The Rising study follows other recent studies such as one conducted by Hartford Financial Services Group Inc., which in 2016 analyzed its workers comp claim data from 2002 to 2015 to find that 10% of them featured at least one psychosocial issue and that those claims accounted for 60% of claims costs. In another study, conducted by Lockton Cos. L.L.C. in 2016, 39% of claims had derivatives of the word “fear” in claim adjusters’ notes — a study that revealed anxiety to be high among those injured on the job.

“I think that studies are better and medical literature is better,” said Ms. Sigle, whose company is now exploring what it can do to better serve injured workers to avoid problems later on.

“(It’s) a program that we are working on to revise claim-handling philosophy to a more advocacy-based approach,” she said. “We view this as a one of our biggest focus areas, especially with our older claims.”

One solution has been to provide cognitive behavioral therapy when a provider deems it necessary for an injured worker to heal, she said.

Nationwide isn’t the only company honing in on the psychosocial aspect of a claim. The Rising study named grocery store chain Albertsons Cos.

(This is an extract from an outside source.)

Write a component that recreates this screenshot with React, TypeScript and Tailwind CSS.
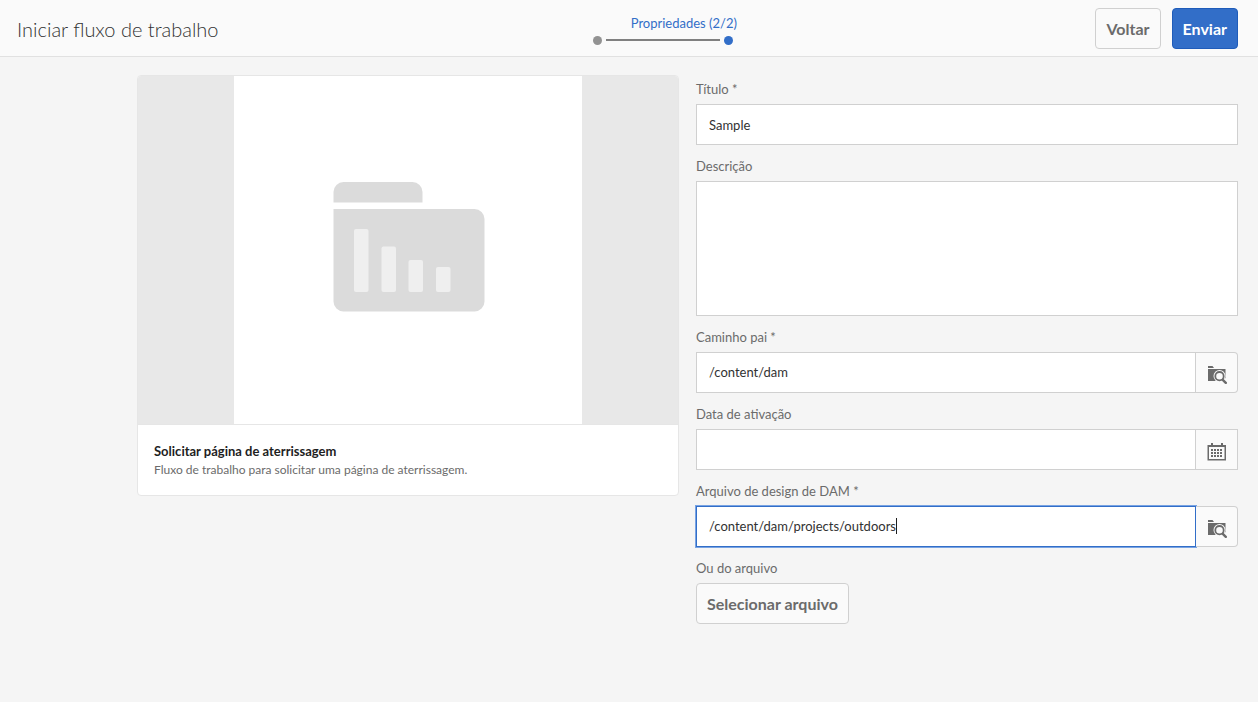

Inc. as a leader in the field of tackling the issue. In the Rising study, Albertsons revealed that since 2013, roughly 9% of workers injured in the company’s stores who were voluntarily screened for mental complications were found to have psychosocial issues embedded in their workers comp claim.

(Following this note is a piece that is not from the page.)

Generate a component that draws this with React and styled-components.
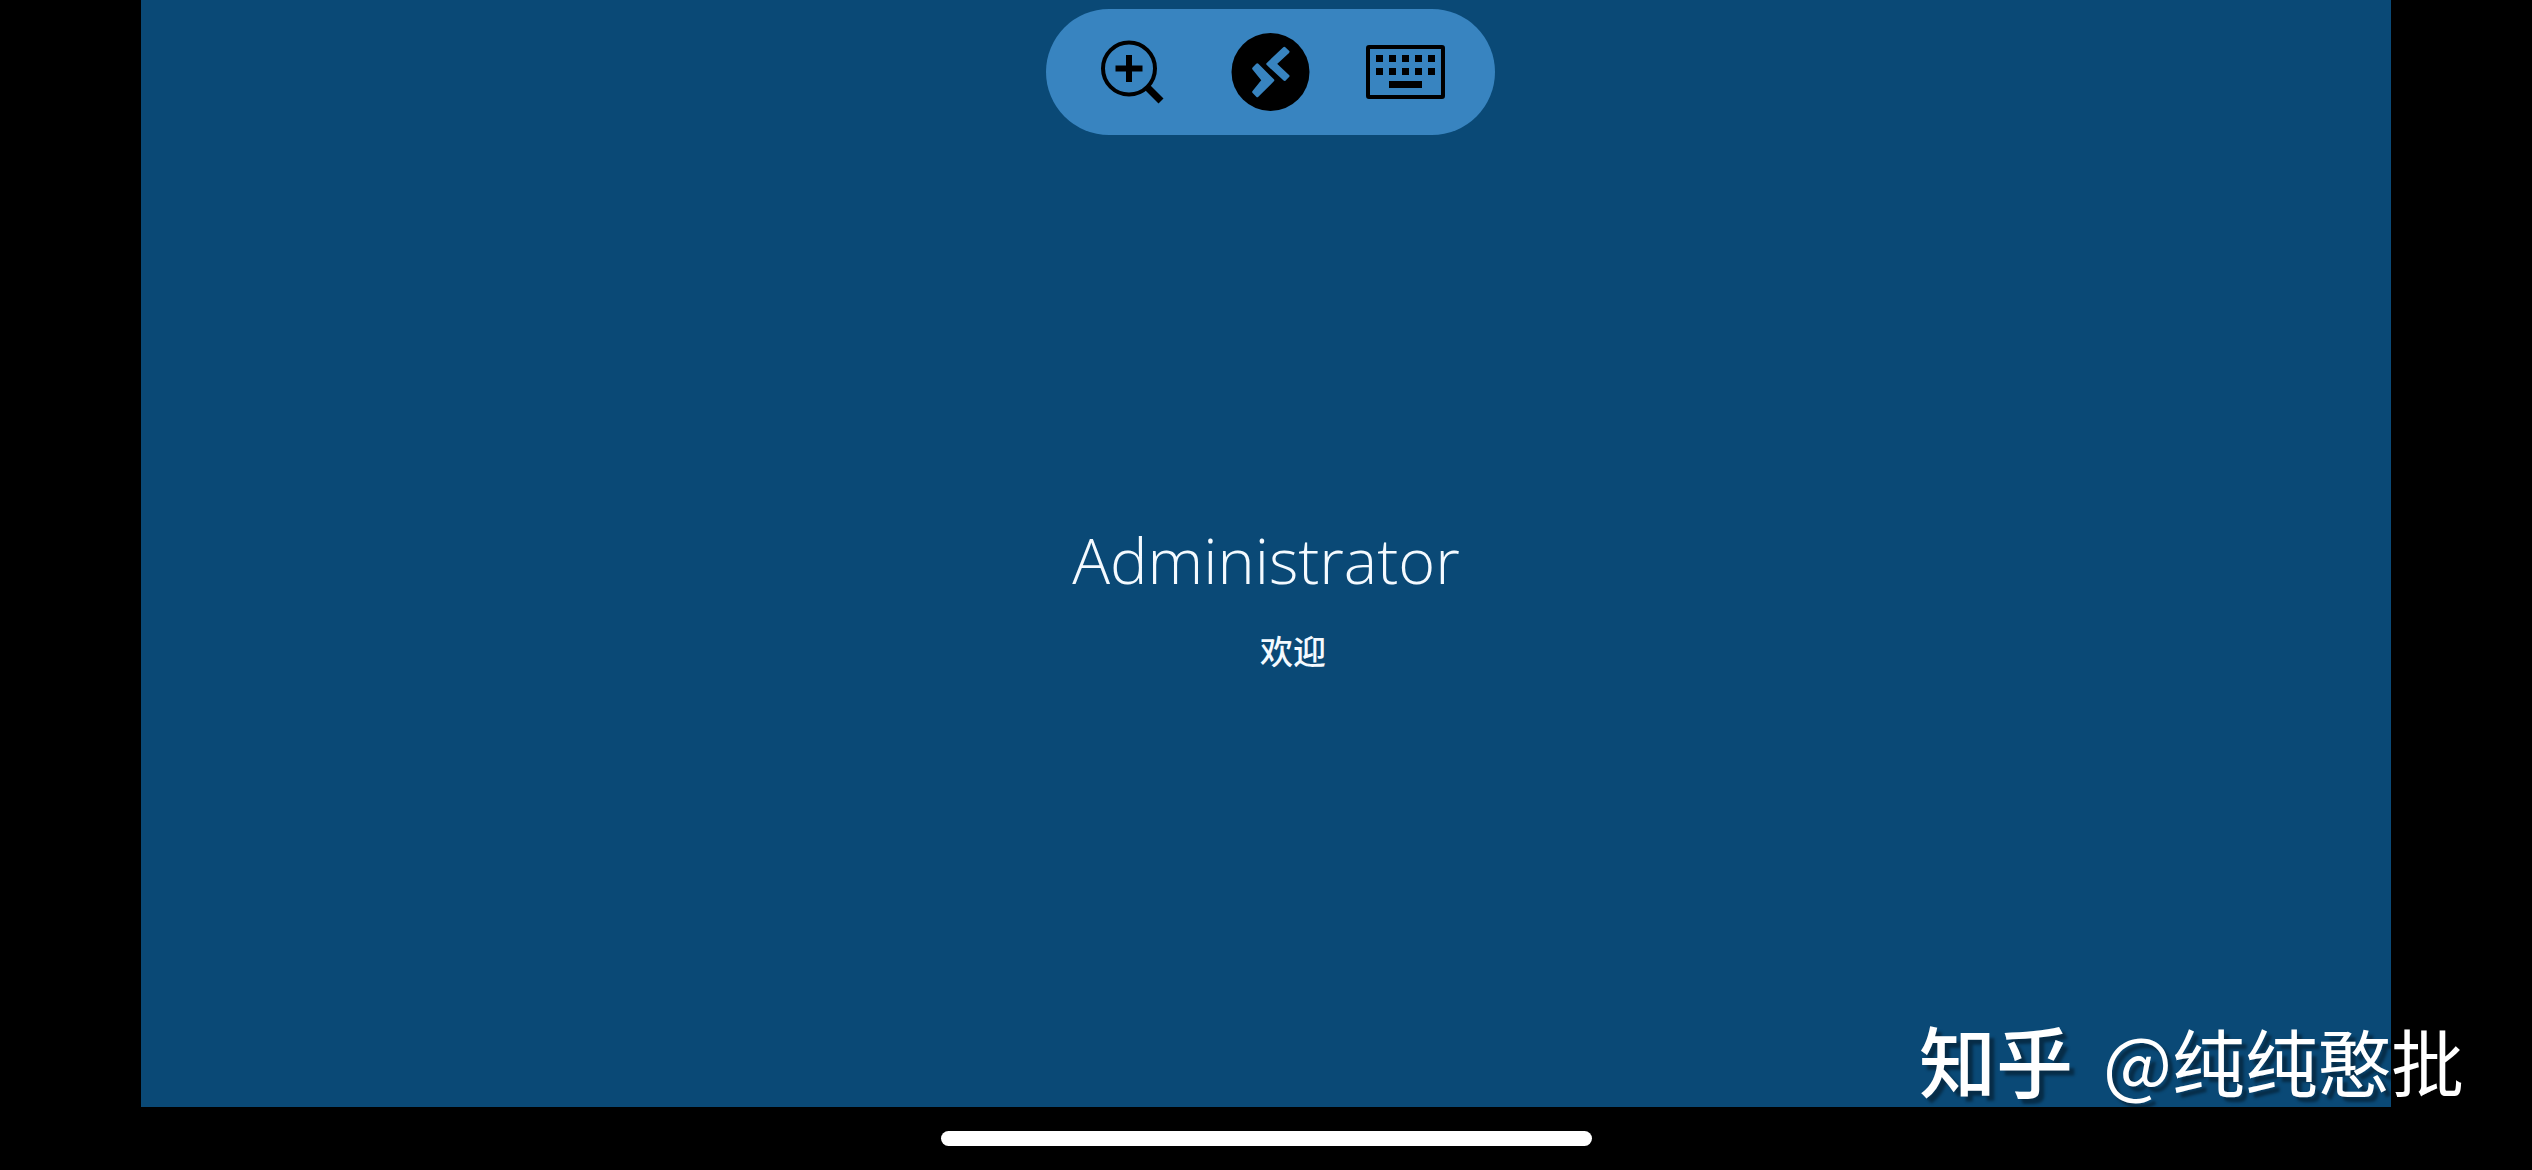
import React from "react";
import styled, { createGlobalStyle } from "styled-components";

const GlobalStyle = createGlobalStyle`
  *, *::before, *::after { box-sizing: border-box; }
  body {
    margin: 0;
    background: #000;
    font-family: "Noto Sans CJK SC", sans-serif;
  }
`;

const Device = styled.div`
  position: relative;
  display: grid;
  grid-template-rows: 1fr auto;
  min-height: 100vh;
  background: #000;
`;

const RemoteScreen = styled.main`
  position: relative;
  display: grid;
  place-items: center;
  margin: 0 141px;
  padding-top: 80px;
  background: #0a4976;
  color: #f4faff;
`;

const ToolbarLayer = styled.div`
  position: absolute;
  top: 9px;
  left: 8px;
  right: 0;
  display: flex;
  justify-content: center;
`;

const ConnectionBar = styled.nav`
  display: flex;
  align-items: stretch;
  height: 126px;
  padding: 0 22px;
  border-radius: 63px;
  background: #3884c0;
`;

const BarButton = styled.button`
  display: grid;
  place-items: center;
  width: 135px;
  padding: 0;
  border: 0;
  background: none;
  color: #000;
  cursor: pointer;
`;

const Icon = styled.svg`
  display: block;
  width: 79px;
  height: 80px;
`;

const SignIn = styled.section`
  display: flex;
  flex-direction: column;
  align-items: center;
`;

const UserName = styled.h1`
  margin: 0;
  font-family: "Open Sans", "Noto Sans CJK SC", sans-serif;
  font-size: 63px;
  font-weight: 300;
  line-height: 92px;
`;

const Status = styled.p`
  margin: 20px 0 0;
  padding-left: 54px;
  font-size: 33px;
  font-weight: 500;
  line-height: 48px;
`;

const HomeArea = styled.footer`
  display: flex;
  justify-content: center;
  padding: 24px 0;
`;

const HomeIndicator = styled.div`
  width: 651px;
  max-width: 80%;
  height: 15px;
  border-radius: 8px;
  background: #fff;
`;

const Watermark = styled.div`
  position: absolute;
  right: 68px;
  bottom: 58px;
  display: flex;
  align-items: center;
  gap: 30px;
  color: #fff;
  font-size: 73px;
  line-height: 106px;
  text-shadow: 5px 5px 3px rgba(0, 0, 0, 0.4);
`;

const Brand = styled.span`
  font-size: 77px;
  font-weight: 500;
`;

const keyColumns = [10, 23, 36, 49, 62];
const keyRows = [23, 36];

function ZoomIcon() {
  return (
    <Icon viewBox="0 0 79 80" fill="none" stroke="currentColor" aria-hidden="true">
      <circle cx="33" cy="36.5" r="26" strokeWidth="4" />
      <path d="M19.5 36.5h27M33 23v27" strokeWidth="6" />
      <path d="M50.5 54.5L65 69" strokeWidth="7" />
    </Icon>
  );
}

function RemoteIcon() {
  return (
    <Icon viewBox="0 0 79 80" aria-hidden="true">
      <circle cx="39.5" cy="40" r="39" fill="currentColor" />
      <g fill="#3884c0" stroke="#3884c0" strokeWidth="3" strokeLinejoin="round">
        <path d="M53.3 16.3L57 19.8 44 31.9 57 44 53.6 47.4 36.8 32Z" />
        <path d="M26.3 32.8L22.7 36.6 32.2 48.2 22.7 60 26.3 63.6 41.8 48.3Z" />
      </g>
    </Icon>
  );
}

function KeyboardIcon() {
  return (
    <Icon viewBox="0 0 79 80" fill="currentColor" aria-hidden="true">
      <rect x="2" y="15" width="75" height="50" rx="1" fill="none" stroke="currentColor" strokeWidth="4" />
      {keyRows.map((y) =>
        keyColumns.map((x) => <rect key={`${x}-${y}`} x={x} y={y} width="7" height="7" />)
      )}
      <rect x="23" y="49" width="33" height="7" />
    </Icon>
  );
}

export default function App() {
  return (
    <>
      <GlobalStyle />
      <Device>
        <RemoteScreen>
          <SignIn>
            <UserName>Administrator</UserName>
            <Status lang="zh-CN">欢迎</Status>
          </SignIn>
          <ToolbarLayer>
            <ConnectionBar>
              <BarButton type="button" aria-label="Zoom">
                <ZoomIcon />
              </BarButton>
              <BarButton type="button" aria-label="Connection">
                <RemoteIcon />
              </BarButton>
              <BarButton type="button" aria-label="Keyboard">
                <KeyboardIcon />
              </BarButton>
            </ConnectionBar>
          </ToolbarLayer>
        </RemoteScreen>
        <HomeArea>
          <HomeIndicator />
        </HomeArea>
        <Watermark lang="zh-CN">
          <Brand>知乎</Brand>
          <span>@纯纯憨批</span>
        </Watermark>
      </Device>
    </>
  );
}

Denise Algire, Pleasanton, California-based director of risk initiatives and national medical director for Albertsons Cos., said the company saw psychosocial issues in workers comp as a major driver for long-tail claims — in line with what claims handlers revealed in the Rising survey.

“(The issues can) drive up claim costs far more than catastrophic injuries,” said Rising study co-author and study program director Rachel Fikes in a statement. “Through this examination, one can see how adversarial, compliance and task-driven claim styles are ill-suited for addressing the fears, beliefs and perceptions of this distressed population.”

In 2013, Albertsons launched a pilot program in several of its 40 markets that provided injured workers the opportunity to consult with a third-party “health coach” whose primary job was to gauge the worker’s mental state in light of the injury, according to Ms. Algire, who called the program a success and a major driver for improved return-to-work figures. The company is now tallying its results, she said.

Ms. Fikes said Albertsons’ approach is good corporate strategy and that more companies should adopt a similar approach.

“It’s likely no coincidence that while the industry has progressively paid more attention to psychosocial issues this past decade, there’s also been a shift toward advocacy-based claims models over adversarial, compliance and task-based processing styles,” Ms. Fikes said. “Simply put, advocacy models — which treat the worker as a whole person — are betterequipped to control or eliminate psychosocial factors during recovery.”